Top
PRIMECLUSTERGlobal Disk Services Configuration and AdministrationGuide 4.5
FUJITSU Software

F.1.1 Slice Status Abnormality

If the slice status is one of the following statuses, take action as indicated for the relevant situation.

(1) Mirror slice configuring the mirror volume is in INVALID status.

Explanation

You can check the status of the slice configuring the volume as follows.

# sdxinfo -S -o Volume1
OBJ    CLASS   GROUP   DISK      VOLUME   STATUS
------ ------- ------- -------   -------- --------
slice  Class1  Group1  Object1   Volume1  ACTIVE
slice  Class1  Group1  Object2   Volume1  INVALID

In this example, among the slices that exist in volume Volume1, the slice within Object2 is in INVALID status, as shown in the STATUS field. Object2 is a disk or lower level group connected to the highest level mirror group Group1.

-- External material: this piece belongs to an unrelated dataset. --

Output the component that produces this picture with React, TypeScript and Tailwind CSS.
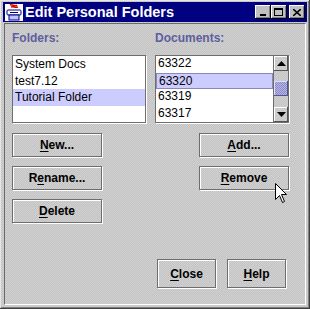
import React from "react";

const dither =
  "bg-[image:repeating-conic-gradient(#c2c2c2_0%_25%,#d2d2d2_0%_50%)] bg-[length:2px_2px]";

function Btn({
  children,
  className,
}: {
  children: React.ReactNode;
  className: string;
}) {
  return (
    <div
      className={
        "flex items-center justify-center border border-[#6e6e6e] shadow-[1px_1px_0_#ffffff,inset_1px_1px_0_#ffffff] text-[12px] font-bold text-black leading-none " +
        className
      }
    >
      {children}
    </div>
  );
}

function U({ c }: { c: string }) {
  return <span className="underline underline-offset-[2px]">{c}</span>;
}

function WinBtn({ children }: { children: React.ReactNode }) {
  return (
    <div className="w-[16px] h-[14px] bg-[#c0c0c0] shadow-[inset_-1px_-1px_0_#000000,inset_1px_1px_0_#ffffff,inset_-2px_-2px_0_#808080] flex items-center justify-center">
      {children}
    </div>
  );
}

function ScrollBtn({ up }: { up: boolean }) {
  return (
    <div className="h-[15px] bg-[#cccccc] shadow-[inset_-1px_-1px_0_#555555,inset_1px_1px_0_#ffffff] flex items-center justify-center">
      <svg width="9" height="5" viewBox="0 0 9 5">
        {up ? (
          <polygon points="4.5,0 9,5 0,5" fill="#000" />
        ) : (
          <polygon points="0,0 9,0 4.5,5" fill="#000" />
        )}
      </svg>
    </div>
  );
}

export default function App() {
  const folders = ["System Docs", "test7.12", "Tutorial Folder"];
  const docs = ["63322", "63320", "63319", "63317"];
  return (
    <div
      className={
        "relative w-[310px] h-[309px] flex flex-col pt-[2px] pl-[3px] pr-[3px] pb-[4px] shadow-[inset_-1px_-1px_0_#404040,inset_1px_1px_0_#e6e6e6,inset_-2px_-2px_0_#808080] " +
        dither
      }
      style={{ fontFamily: '"Liberation Sans", Arial, sans-serif' }}
    >
      {/* Title bar */}
      <div className="h-[20px] bg-[#000080] flex items-center pl-[2px] pr-[2px] shrink-0">
        <svg width="18" height="17" viewBox="0 0 18 17" className="shrink-0">
          <rect x="0" y="0" width="18" height="17" fill="#ffffff" />
          <path d="M5 1 C7 0 10 3 12 1 M6 3 C8 2 10 4 13 3" stroke="#e00000" strokeWidth="1.5" fill="none" />
          <rect x="2" y="6" width="14" height="5" rx="1" fill="#ffffff" stroke="#000080" strokeWidth="1" />
          <rect x="4" y="11" width="10" height="5" fill="#c0c0ff" stroke="#000080" strokeWidth="1" />
          <line x1="5" y1="8.5" x2="13" y2="8.5" stroke="#000080" />
        </svg>
        <div className="ml-[2px] text-white font-bold text-[14.5px] leading-none tracking-[0px]">
          Edit Personal Folders
        </div>
        <div className="ml-auto flex items-center">
          <WinBtn>
            <div className="w-[6px] h-[2px] bg-black mt-[5px] mr-[1px]" />
          </WinBtn>
          <WinBtn>
            <div className="w-[9px] h-[8px] border border-black border-t-2 mr-[1px]" />
          </WinBtn>
          <div className="w-[2px]" />
          <WinBtn>
            <svg width="8" height="7" viewBox="0 0 8 7">
              <path d="M0 0 L8 7 M8 0 L0 7" stroke="#000" strokeWidth="1.6" />
            </svg>
          </WinBtn>
        </div>
      </div>

      {/* Content panel */}
      <div className="mt-[1px] ml-[1px] mr-[1px] flex-1 flex flex-col border-l border-t border-[#6a6a6a] border-r-white border-b-white border-r border-b pl-[7px] pt-[7px]">
        <div className="grid grid-cols-[134px_134px] gap-x-[9px]">
          <div className="text-[12px] font-bold text-[#5e5e9e] leading-[14px]">Folders:</div>
          <div className="text-[12px] font-bold text-[#5e5e9e] leading-[14px]">Documents:</div>

          {/* Folder list */}
          <div className="mt-[10px] h-[68px] bg-white border border-[#6e6e6e] shadow-[1px_1px_0_#ffffff] text-[12px] text-black">
            {folders.map((f, i) => (
              <div
                key={f}
                className={
                  "h-[16.5px] leading-[16px] pl-[2px] " + (i === 2 ? "bg-[#ccccff]" : "")
                }
              >
                {f}
              </div>
            ))}
          </div>

          {/* Documents list */}
          <div className="mt-[10px] h-[68px] flex border border-[#6e6e6e] shadow-[1px_1px_0_#ffffff] text-[12px] text-black">
            <div className="flex-1 bg-white">
              {docs.map((d, i) => (
                <div
                  key={d}
                  className={
                    "h-[16.5px] leading-[15px] pl-[2px] " +
                    (i === 1 ? "bg-[#ccccff] border border-[#8888bb] pl-[1px]" : "")
                  }
                >
                  {d}
                </div>
              ))}
            </div>
            <div className={"w-[15px] flex flex-col border-l border-[#6e6e6e] " + dither}>
              <ScrollBtn up={true} />
              <div className="h-[10px]" />
              <div className="h-[15px] bg-[image:repeating-conic-gradient(#8c8cc8_0%_25%,#b4b4e6_0%_50%)] bg-[length:2px_2px] shadow-[inset_-1px_-1px_0_#555588,inset_1px_1px_0_#ddddff]" />
              <div className="flex-1" />
              <ScrollBtn up={false} />
            </div>
          </div>

          {/* Buttons */}
          <div className="mt-[10px] flex flex-col gap-[9px] items-start">
            <Btn className="w-[90px] h-[24px]">
              <span>
                <U c="N" />ew...
              </span>
            </Btn>
            <Btn className="w-[90px] h-[24px]">
              <span>
                R<U c="e" />name...
              </span>
            </Btn>
            <Btn className="w-[90px] h-[24px]">
              <span>
                <U c="D" />elete
              </span>
            </Btn>
          </div>
          <div className="mt-[10px] flex flex-col gap-[9px] items-end">
            <Btn className="w-[90px] h-[24px]">
              <span>
                <U c="A" />dd...
              </span>
            </Btn>
            <Btn className="w-[90px] h-[24px]">
              <span>
                <U c="R" />emove
              </span>
            </Btn>
          </div>
        </div>

        <div className="mt-auto mb-[16px] mr-[19px] flex justify-end gap-[11px]">
          <Btn className="w-[59px] h-[29px]">
            <span>
              <U c="C" />lose
            </span>
          </Btn>
          <Btn className="w-[59px] h-[29px]">
            <span>
              <U c="H" />elp
            </span>
          </Btn>
        </div>
      </div>

      {/* Mouse cursor */}
      <svg
        className="absolute left-[275px] top-[183px]"
        width="13"
        height="21"
        viewBox="0 0 13 21"
      >
        <path
          d="M0.5 0.5 L0.5 16.5 L4.5 12.5 L7.5 19.5 L9.5 18.5 L6.5 11.5 L11.5 11.5 Z"
          fill="#ffffff"
          stroke="#000000"
          strokeWidth="1"
        />
      </svg>
    </div>
  );
}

The following five events could possibly cause the INVALID status of the mirror slice Volume1.Object2.

Resolution

1) Identify the physical disk name of a faulty disk using the sdxinfo command.

(Example A1)

# sdxinfo -G -o Volume1
OBJ NAME CLASS DISKS BLKS FREEBLKS SPARE ------ ------- ------- ------------------- -------- -------- ----- group Group1 Class1 Object1:Object2 17596416 17498112 0
# sdxinfo -D -o Volume1 -e long
OBJ NAME TYPE CLASS GROUP DEVNAM DEVBLKS FREEBLKS DEVCONNECT STATUS E ------ ------- ------ ------- ------- ------- -------- -------- ---------------- ------- ----- disk Object1 mirror Class1 Group1 c1t1d0 17596416 * node1 ENABLE * disk Object2 mirror Class1 Group1 c2t3d0 17596416 * node1 ENABLE *

In this example, Object2 is a disk connected with the highest level group Group1. As indicated in the E field, an I/O error occurred on the disk Object2, and the possible cause is (Cause a) or (Cause b). The physical disk name of the disk Object2 is c2t3d0 as shown in the DEVNAM field.

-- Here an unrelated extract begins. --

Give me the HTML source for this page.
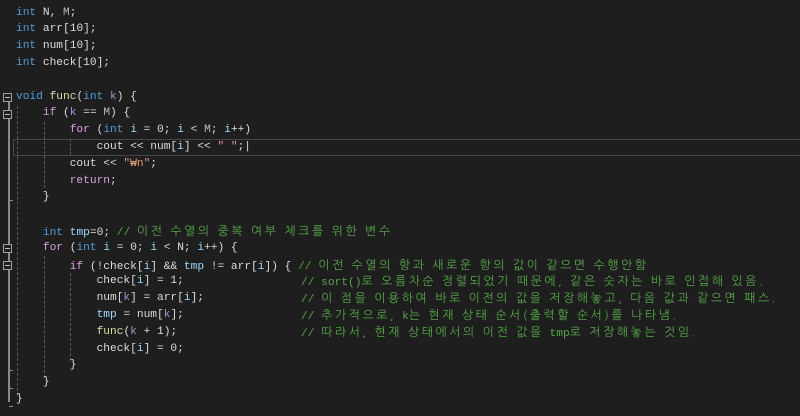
<!DOCTYPE html>
<html><head><meta charset="utf-8"><style>
html,body{margin:0;padding:0;background:#1e1e1e;width:800px;height:416px;overflow:hidden}
.l{position:absolute;left:16px;height:17px;line-height:17px;white-space:pre;font-family:"Liberation Mono","NanumGothic",monospace;font-size:11.2px;color:#dcdcdc}
.k{color:#569cd6}.c{color:#d8a0df}.f{color:#dcdcaa}.g{color:#57a64a}.v{color:#9cdcfe}.p{color:#9a9ad0}.m{color:#bebebe}.s{color:#d69d85}.e{color:#e0a070}
.h{letter-spacing:2.5px;font-size:12px;font-family:"NanumGothic","Noto Sans CJK KR",sans-serif}
.cm{position:absolute;left:301px}
.cur{position:absolute;left:13px;top:139px;width:790px;height:15px;border:1px solid #464646}
.dash{position:absolute;width:0;border-left:1px dashed #5a5a5a}
.gut{position:absolute;left:8px;width:2px;background:#8a8a8a}
.fold{position:absolute;left:3px;width:7px;height:7px;border:1px solid #a0a0a0;background:#1e1e1e}
.fold:after{content:"";position:absolute;left:1px;top:3px;width:5px;height:1px;background:#c0c0c0}
</style></head><body>
<div class="cur"></div>
<div class="gut" style="top:102px;height:300px"></div>
<div style="position:absolute;left:9px;top:370px;width:4px;height:1px;background:#8a8a8a"></div>
<div style="position:absolute;left:9px;top:388px;width:4px;height:1px;background:#8a8a8a"></div>
<div style="position:absolute;left:9px;top:406px;width:4px;height:1px;background:#8a8a8a"></div>
<div style="position:absolute;left:9px;top:200px;width:4px;height:1px;background:#8a8a8a"></div>
<div class="fold" style="top:93px"></div>
<div class="fold" style="top:110px"></div>
<div class="fold" style="top:244px"></div>
<div class="fold" style="top:261px"></div>
<div class="dash" style="left:17px;top:106px;height:290px"></div>
<div class="dash" style="left:44px;top:122px;height:66px"></div>
<div class="dash" style="left:70px;top:139px;height:16px"></div>
<div class="dash" style="left:44px;top:256px;height:122px"></div>
<div class="dash" style="left:70px;top:273px;height:88px"></div>

<div class="l" style="top:4.6px"><span class="k">int</span> N, <span class="m">M</span>;</div>
<div class="l" style="top:21.4px"><span class="k">int</span> arr[10];</div>
<div class="l" style="top:38.2px"><span class="k">int</span> num[10];</div>
<div class="l" style="top:55px"><span class="k">int</span> check[10];</div>
<div class="l" style="top:88.6px;left:16px"><span class="k">void</span> <span class="f">func</span>(<span class="k">int</span> <span class="p">k</span>) {</div>
<div class="l" style="top:105.4px">    <span class="c">if</span> (<span class="p">k</span> == <span class="m">M</span>) {</div>
<div class="l" style="top:122.2px">        <span class="c">for</span> (<span class="k">int</span> <span class="v">i</span> = 0; <span class="v">i</span> &lt; <span class="m">M</span>; <span class="v">i</span>++)</div>
<div class="l" style="top:139px">            cout &lt;&lt; num[<span class="v">i</span>] &lt;&lt; <span class="s">" "</span>;|</div>
<div class="l" style="top:155.8px">        cout &lt;&lt; <span class="s">"<span class="e">₩n</span>"</span>;</div>
<div class="l" style="top:172.6px">        <span class="c">return</span>;</div>
<div class="l" style="top:189.4px">    }</div>
<div class="l" style="top:223px">    <span class="k">int</span> <span class="v">tmp</span>=0; <span class="g">// <span class="h">이전 수열의 중복 여부 체크를 위한 변수</span></span></div>
<div class="l" style="top:239.8px">    <span class="c">for</span> (<span class="k">int</span> <span class="v">i</span> = 0; <span class="v">i</span> &lt; N; <span class="v">i</span>++) {</div>
<div class="l" style="top:256.6px">        <span class="c">if</span> (!check[<span class="v">i</span>] &amp;&amp; <span class="v">tmp</span> != arr[<span class="v">i</span>]) { <span class="g">// <span class="h">이전 수열의 항과 새로운 항의 값이 같으면 수행안함</span></span></div>
<div class="l" style="top:273.4px">            check[<span class="v">i</span>] = 1;</div>
<div class="l" style="top:290.2px">            num[<span class="p">k</span>] = arr[<span class="v">i</span>];</div>
<div class="l" style="top:307px">            <span class="v">tmp</span> = num[<span class="p">k</span>];</div>
<div class="l" style="top:323.8px">            <span class="f">func</span>(<span class="p">k</span> + 1);</div>
<div class="l cm" style="top:273.4px"><span class="g">// sort()<span class="h">로 오름차순 정렬되었기 때문에, 같은 숫자는 바로 인접해 있음.</span></span></div>
<div class="l cm" style="top:290.2px"><span class="g">// <span class="h">이 점을 이용하여 바로 이전의 값을 저장해놓고, 다음 값과 같으면 패스.</span></span></div>
<div class="l cm" style="top:307px"><span class="g">// <span class="h">추가적으로, </span>k<span class="h">는 현재 상태 순서(출력할 순서)를 나타냄.</span></span></div>
<div class="l cm" style="top:323.8px"><span class="g">// <span class="h">따라서, 현재 상태에서의 이전 값을 </span>tmp<span class="h">로 저장해놓는 것임.</span></span></div>
<div class="l" style="top:340.6px">            check[<span class="v">i</span>] = 0;</div>
<div class="l" style="top:357.4px">        }</div>
<div class="l" style="top:374.2px">    }</div>
<div class="l" style="top:391px">}</div>
</body></html>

In example A1, if the value 0 is in the E field of the disk Object2 including a slice in the INVALID status and if the value 1 is in the E field of the disk Object1 that is mirrored with the disk Object2, it indicates an I/O error occurred on the disk Object1 and the possible cause is (Cause a') or (Cause b'). In such a case, see "(2) The copy destination slice was made INVALID due to an I/O error generated on the copy source slice during synchronization copying." and perform restoration.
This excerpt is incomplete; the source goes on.